Pod Documentaion
Unicode::MapUTF8 - Conversions to and from arbitrary character sets and
UTF8
use Unicode::MapUTF8 qw(to_utf8 from_utf8 utf8_supported_charset);
# Convert a string in 'ISO-8859-1' to 'UTF8'
my $output = to_utf8({ -string => 'An example', -charset => 'ISO-8859-1' });
# Convert a string in 'UTF8' encoding to encoding 'ISO-8859-1'
my $other = from_utf8({ -string => 'Other text', -charset => 'ISO-8859-1' });
# List available character set encodings
my @character_sets = utf8_supported_charset;
# Convert between two arbitrary (but largely compatible) charset encodings
# (SJIS to EUC-JP)
my $utf8_string = to_utf8({ -string =>$sjis_string, -charset => 'sjis'});
my $euc_jp_string = from_utf8({ -string => $utf8_string, -charset => 'euc-jp' })

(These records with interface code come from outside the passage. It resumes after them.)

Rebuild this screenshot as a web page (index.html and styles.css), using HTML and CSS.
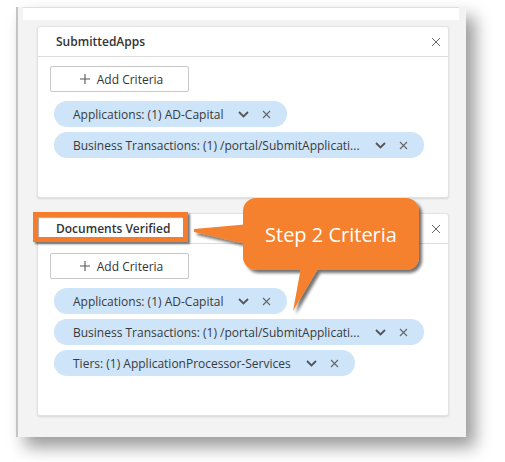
FILE: index.html
```html
<!DOCTYPE html>
<html>
<head>
<meta charset="utf-8">
<link rel="stylesheet" href="styles.css">
</head>
<body>
<div class="page">
  <div class="panel">
    <div class="topstrip"></div>

    <div class="card">
      <div class="card-head">
        <span class="title">SubmittedApps</span>
        <svg class="close" width="10" height="10" viewBox="0 0 10 10"><path d="M1 1L9 9M9 1L1 9"/></svg>
      </div>
      <div class="card-body">
        <button class="add"><svg class="plus" width="10" height="10" viewBox="0 0 10 10"><path d="M5 0V10M0 5H10"/></svg><span>Add Criteria</span></button>
        <div class="chips">
          <div class="chip"><span class="chip-text">Applications: (1) AD-Capital</span><svg class="chev" width="11" height="7" viewBox="0 0 11 7"><path d="M1 1L5.5 5.5L10 1"/></svg><svg class="x" width="9" height="9" viewBox="0 0 9 9"><path d="M1 1L8 8M8 1L1 8"/></svg></div>
          <div class="chip"><span class="chip-text">Business Transactions: (1) /portal/SubmitApplicati...</span><svg class="chev" width="11" height="7" viewBox="0 0 11 7"><path d="M1 1L5.5 5.5L10 1"/></svg><svg class="x" width="9" height="9" viewBox="0 0 9 9"><path d="M1 1L8 8M8 1L1 8"/></svg></div>
        </div>
      </div>
    </div>

    <div class="card card-second">
      <div class="card-head">
        <span class="title">Documents Verified</span>
        <svg class="close" width="10" height="10" viewBox="0 0 10 10"><path d="M1 1L9 9M9 1L1 9"/></svg>
      </div>
      <div class="highlight"></div>
      <div class="card-body">
        <button class="add"><svg class="plus" width="10" height="10" viewBox="0 0 10 10"><path d="M5 0V10M0 5H10"/></svg><span>Add Criteria</span></button>
        <div class="chips">
          <div class="chip"><span class="chip-text">Applications: (1) AD-Capital</span><svg class="chev" width="11" height="7" viewBox="0 0 11 7"><path d="M1 1L5.5 5.5L10 1"/></svg><svg class="x" width="9" height="9" viewBox="0 0 9 9"><path d="M1 1L8 8M8 1L1 8"/></svg></div>
          <div class="chip"><span class="chip-text">Business Transactions: (1) /portal/SubmitApplicati...</span><svg class="chev" width="11" height="7" viewBox="0 0 11 7"><path d="M1 1L5.5 5.5L10 1"/></svg><svg class="x" width="9" height="9" viewBox="0 0 9 9"><path d="M1 1L8 8M8 1L1 8"/></svg></div>
          <div class="chip"><span class="chip-text">Tiers: (1) ApplicationProcessor-Services</span><svg class="chev" width="11" height="7" viewBox="0 0 11 7"><path d="M1 1L5.5 5.5L10 1"/></svg><svg class="x" width="9" height="9" viewBox="0 0 9 9"><path d="M1 1L8 8M8 1L1 8"/></svg></div>
        </div>
      </div>
    </div>
  </div>

  <svg class="callout-shape" width="505" height="462" viewBox="0 0 505 462">
    <defs>
      <filter id="sh" x="-20%" y="-20%" width="140%" height="140%">
        <feDropShadow dx="3" dy="3" stdDeviation="1.6" flood-color="#000" flood-opacity="0.55"/>
      </filter>
    </defs>
    <g filter="url(#sh)" fill="#f5812f">
      <rect x="243" y="198" width="176" height="72" rx="13" ry="13"/>
      <polygon points="250,224 194,229 194,232 250,245"/>
      <polygon points="302,262 322,262 293,311"/>
    </g>
  </svg>
  <div class="callout-text">Step 2 Criteria</div>
</div>
</body>
</html>
```

FILE: styles.css
```css
* { box-sizing: border-box; }
html, body { margin: 0; padding: 0; background: #fff; }
body { font-family: "Open Sans", "Liberation Sans", sans-serif; color: #333; }

.page {
  position: relative;
  width: 505px;
  height: 462px;
  overflow: hidden;
}

.panel {
  margin-left: 16px;
  width: 450px;
  height: 430px;
  background: #f3f3f3;
  border-left: 2px solid #c4c4c4;
  padding: 0 17px 14px 19px;
  box-shadow: 9px 10px 16px rgba(0,0,0,0.4);
}

.topstrip {
  margin: 7px -10px 0 -14px;
  height: 13px;
  background: #fff;
  border-top: 1px solid #dedede;
}

.card {
  position: relative;
  margin-top: 6px;
  background: #fff;
  border: 1px solid #e2e2e2;
  border-radius: 3px;
  box-shadow: 0 1px 2px rgba(0,0,0,0.12);
}
.card-second { margin-top: 15px; }

.card-head {
  height: 30px;
  border-bottom: 1px solid #dcdcdc;
  display: flex;
  align-items: center;
  justify-content: space-between;
  padding: 0 7px 0 18px;
}
.title {
  font-size: 12px;
  font-weight: 600;
  color: #333;
}
.close path { stroke: #666; stroke-width: 1; fill: none; }

.card-body {
  padding: 9px 13px 39px 12px;
}

.add {
  width: 139px;
  height: 26px;
  border: 1px solid #c9c9c9;
  border-radius: 2px;
  background: #fff;
  font-family: "Open Sans", "Liberation Sans", sans-serif;
  font-size: 12px;
  color: #333;
  display: flex;
  align-items: center;
  justify-content: center;
  gap: 7px;
  padding: 0 0 0 4px;
  margin: 0;
}
.plus path { stroke: #555; stroke-width: 1.1; fill: none; }

.chips {
  margin-top: 9px;
  margin-left: 4px;
  display: flex;
  flex-direction: column;
  align-items: flex-start;
  gap: 5px;
}

.chip {
  height: 26px;
  border-radius: 13px;
  background: #cde4f9;
  display: flex;
  align-items: center;
  padding: 0 16px 0 19px;
  font-size: 12px;
  color: #3a3a3a;
  white-space: nowrap;
}
.chev { margin-left: 15px; }
.chev path { stroke: #555; stroke-width: 1.8; fill: none; }
.x { margin-left: 13px; }
.x path { stroke: #666; stroke-width: 1.1; fill: none; }

.highlight {
  position: absolute;
  left: -5px;
  top: -2px;
  width: 155px;
  height: 30px;
  border: 5px solid #f47c2c;
  box-shadow: inset 1px 1px 1px rgba(0,0,0,0.35), 2px 2px 2px rgba(0,0,0,0.55);
  pointer-events: none;
}

.callout-shape {
  position: absolute;
  left: 0;
  top: 0;
  pointer-events: none;
}
.callout-text {
  position: absolute;
  left: 243px;
  top: 198px;
  width: 176px;
  height: 72px;
  display: flex;
  align-items: center;
  justify-content: center;
  color: #fff;
  font-size: 20px;
  font-weight: 500;
}
```
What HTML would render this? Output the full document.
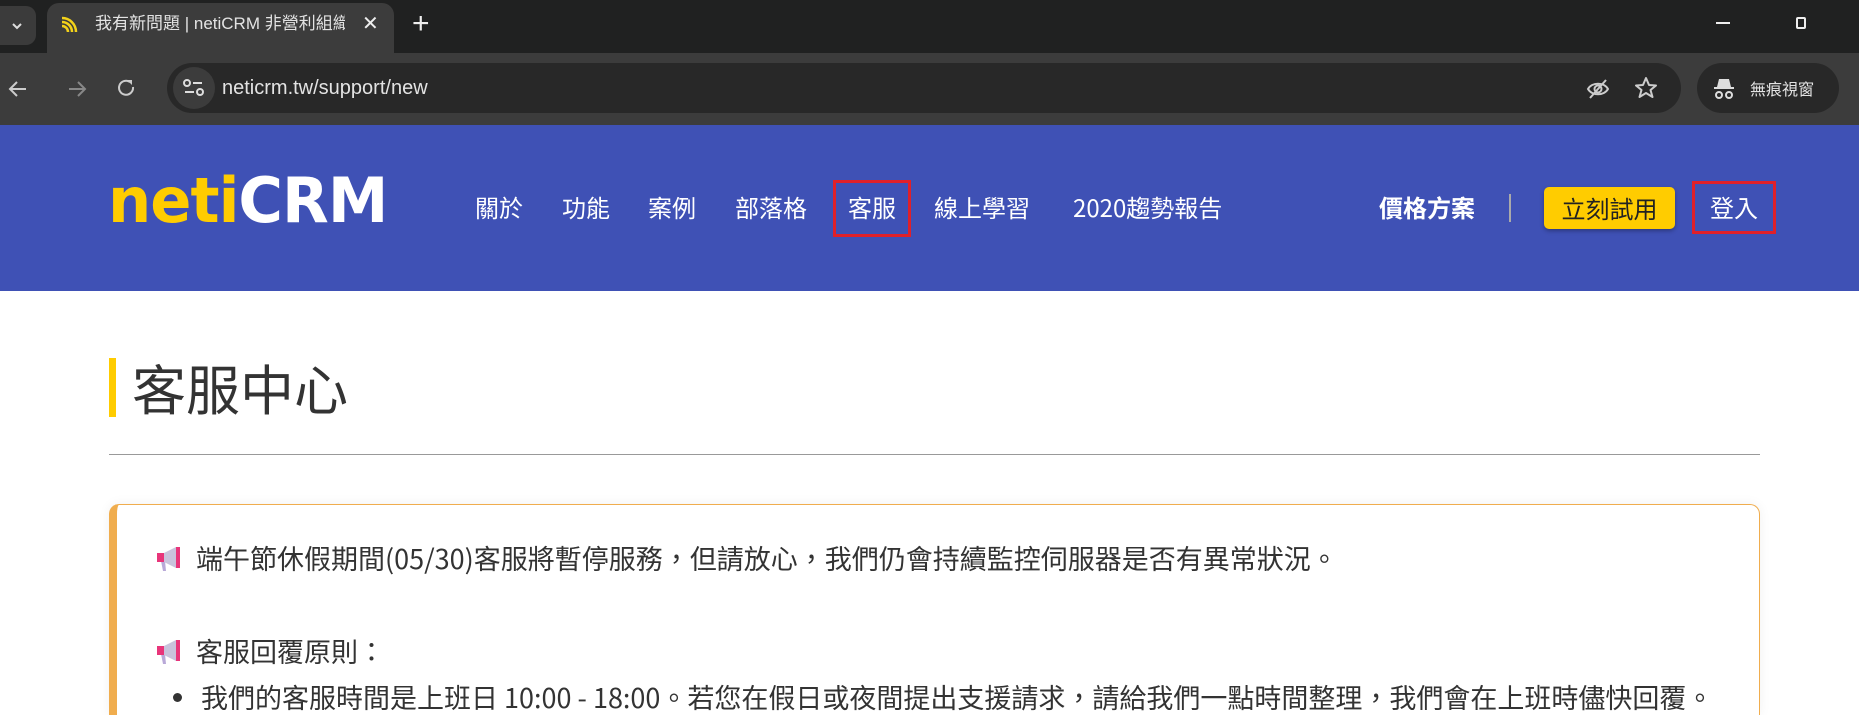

# Verify that a specific character set is supported
if (utf8_supported_charset('ISO-8859-1') {
# Yes
}
Provides an adapter layer between core routines for converting to and from
UTF8 and other encodings. In essence, a way to give multiple existing
Unicode modules a single common interface so you don't have to know the
underlaying implementations to do simple UTF8 to-from other character set
encoding conversions. As such, it wraps the Unicode::String, Unicode::Map8,
Unicode::Map and Jcode modules in a standardized and simple API.
This also provides general character set conversion operation based on UTF8
- it is possible to convert between any two compatible and supported
character sets via a simple two step chaining of conversions.
As with most things Perlish - if you give it a few big chunks of text to
chew on instead of lots of small ones it will handle many more characters
per second.
By design, it can be easily extended to encompass any new charset encoding
conversion modules that arrive on the scene.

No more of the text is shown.